[Entries provided]
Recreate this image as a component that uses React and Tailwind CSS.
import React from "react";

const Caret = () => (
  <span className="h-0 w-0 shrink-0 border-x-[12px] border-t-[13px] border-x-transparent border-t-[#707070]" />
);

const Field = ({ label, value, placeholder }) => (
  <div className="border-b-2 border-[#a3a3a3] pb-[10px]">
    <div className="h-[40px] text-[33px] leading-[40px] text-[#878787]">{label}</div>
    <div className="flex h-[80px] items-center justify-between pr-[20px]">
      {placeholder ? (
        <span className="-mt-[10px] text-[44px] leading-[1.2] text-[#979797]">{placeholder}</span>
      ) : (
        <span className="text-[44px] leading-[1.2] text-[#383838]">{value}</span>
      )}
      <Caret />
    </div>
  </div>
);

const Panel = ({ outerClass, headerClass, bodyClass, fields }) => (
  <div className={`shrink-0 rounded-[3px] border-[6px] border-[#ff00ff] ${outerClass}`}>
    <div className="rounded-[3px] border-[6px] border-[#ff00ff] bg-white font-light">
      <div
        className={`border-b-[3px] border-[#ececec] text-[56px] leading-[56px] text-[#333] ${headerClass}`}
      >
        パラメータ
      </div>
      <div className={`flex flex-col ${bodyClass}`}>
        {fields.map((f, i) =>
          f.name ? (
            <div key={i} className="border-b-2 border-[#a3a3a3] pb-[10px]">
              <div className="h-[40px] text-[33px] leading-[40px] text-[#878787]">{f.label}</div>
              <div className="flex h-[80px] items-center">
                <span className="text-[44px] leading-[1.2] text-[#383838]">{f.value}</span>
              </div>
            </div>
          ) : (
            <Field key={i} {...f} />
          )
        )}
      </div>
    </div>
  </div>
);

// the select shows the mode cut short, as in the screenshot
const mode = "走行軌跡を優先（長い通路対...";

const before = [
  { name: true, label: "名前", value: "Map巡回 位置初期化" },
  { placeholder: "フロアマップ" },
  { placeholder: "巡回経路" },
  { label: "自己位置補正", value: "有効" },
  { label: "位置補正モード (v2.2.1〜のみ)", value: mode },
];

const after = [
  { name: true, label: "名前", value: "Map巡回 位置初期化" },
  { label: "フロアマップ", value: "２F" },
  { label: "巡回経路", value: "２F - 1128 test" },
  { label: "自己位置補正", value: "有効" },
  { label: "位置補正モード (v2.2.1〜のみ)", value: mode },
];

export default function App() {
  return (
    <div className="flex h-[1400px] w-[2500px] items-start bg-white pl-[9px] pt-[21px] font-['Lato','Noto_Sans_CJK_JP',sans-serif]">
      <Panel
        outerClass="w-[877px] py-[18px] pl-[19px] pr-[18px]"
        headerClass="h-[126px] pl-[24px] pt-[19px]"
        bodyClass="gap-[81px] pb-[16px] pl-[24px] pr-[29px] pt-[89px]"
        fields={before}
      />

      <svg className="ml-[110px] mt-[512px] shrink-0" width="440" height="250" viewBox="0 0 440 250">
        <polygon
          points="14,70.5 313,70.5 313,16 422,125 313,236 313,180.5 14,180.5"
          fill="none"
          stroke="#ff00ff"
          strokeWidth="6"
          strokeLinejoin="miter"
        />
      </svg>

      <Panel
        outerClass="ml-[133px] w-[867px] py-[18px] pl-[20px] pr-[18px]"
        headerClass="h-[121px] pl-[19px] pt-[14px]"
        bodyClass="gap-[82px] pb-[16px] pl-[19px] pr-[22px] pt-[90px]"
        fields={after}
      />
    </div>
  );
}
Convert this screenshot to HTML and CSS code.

[Stated exercise] Every record above needs to be repeated word for word.

[Exercise solution]
Recreate this image as a component that uses React and Tailwind CSS.
import React from "react";

const Caret = () => (
  <span className="h-0 w-0 shrink-0 border-x-[12px] border-t-[13px] border-x-transparent border-t-[#707070]" />
);

const Field = ({ label, value, placeholder }) => (
  <div className="border-b-2 border-[#a3a3a3] pb-[10px]">
    <div className="h-[40px] text-[33px] leading-[40px] text-[#878787]">{label}</div>
    <div className="flex h-[80px] items-center justify-between pr-[20px]">
      {placeholder ? (
        <span className="-mt-[10px] text-[44px] leading-[1.2] text-[#979797]">{placeholder}</span>
      ) : (
        <span className="text-[44px] leading-[1.2] text-[#383838]">{value}</span>
      )}
      <Caret />
    </div>
  </div>
);

const Panel = ({ outerClass, headerClass, bodyClass, fields }) => (
  <div className={`shrink-0 rounded-[3px] border-[6px] border-[#ff00ff] ${outerClass}`}>
    <div className="rounded-[3px] border-[6px] border-[#ff00ff] bg-white font-light">
      <div
        className={`border-b-[3px] border-[#ececec] text-[56px] leading-[56px] text-[#333] ${headerClass}`}
      >
        パラメータ
      </div>
      <div className={`flex flex-col ${bodyClass}`}>
        {fields.map((f, i) =>
          f.name ? (
            <div key={i} className="border-b-2 border-[#a3a3a3] pb-[10px]">
              <div className="h-[40px] text-[33px] leading-[40px] text-[#878787]">{f.label}</div>
              <div className="flex h-[80px] items-center">
                <span className="text-[44px] leading-[1.2] text-[#383838]">{f.value}</span>
              </div>
            </div>
          ) : (
            <Field key={i} {...f} />
          )
        )}
      </div>
    </div>
  </div>
);

// the select shows the mode cut short, as in the screenshot
const mode = "走行軌跡を優先（長い通路対...";

const before = [
  { name: true, label: "名前", value: "Map巡回 位置初期化" },
  { placeholder: "フロアマップ" },
  { placeholder: "巡回経路" },
  { label: "自己位置補正", value: "有効" },
  { label: "位置補正モード (v2.2.1〜のみ)", value: mode },
];

const after = [
  { name: true, label: "名前", value: "Map巡回 位置初期化" },
  { label: "フロアマップ", value: "２F" },
  { label: "巡回経路", value: "２F - 1128 test" },
  { label: "自己位置補正", value: "有効" },
  { label: "位置補正モード (v2.2.1〜のみ)", value: mode },
];

export default function App() {
  return (
    <div className="flex h-[1400px] w-[2500px] items-start bg-white pl-[9px] pt-[21px] font-['Lato','Noto_Sans_CJK_JP',sans-serif]">
      <Panel
        outerClass="w-[877px] py-[18px] pl-[19px] pr-[18px]"
        headerClass="h-[126px] pl-[24px] pt-[19px]"
        bodyClass="gap-[81px] pb-[16px] pl-[24px] pr-[29px] pt-[89px]"
        fields={before}
      />

      <svg className="ml-[110px] mt-[512px] shrink-0" width="440" height="250" viewBox="0 0 440 250">
        <polygon
          points="14,70.5 313,70.5 313,16 422,125 313,236 313,180.5 14,180.5"
          fill="none"
          stroke="#ff00ff"
          strokeWidth="6"
          strokeLinejoin="miter"
        />
      </svg>

      <Panel
        outerClass="ml-[133px] w-[867px] py-[18px] pl-[20px] pr-[18px]"
        headerClass="h-[121px] pl-[19px] pt-[14px]"
        bodyClass="gap-[82px] pb-[16px] pl-[19px] pr-[22px] pt-[90px]"
        fields={after}
      />
    </div>
  );
}
Convert this screenshot to HTML and CSS code.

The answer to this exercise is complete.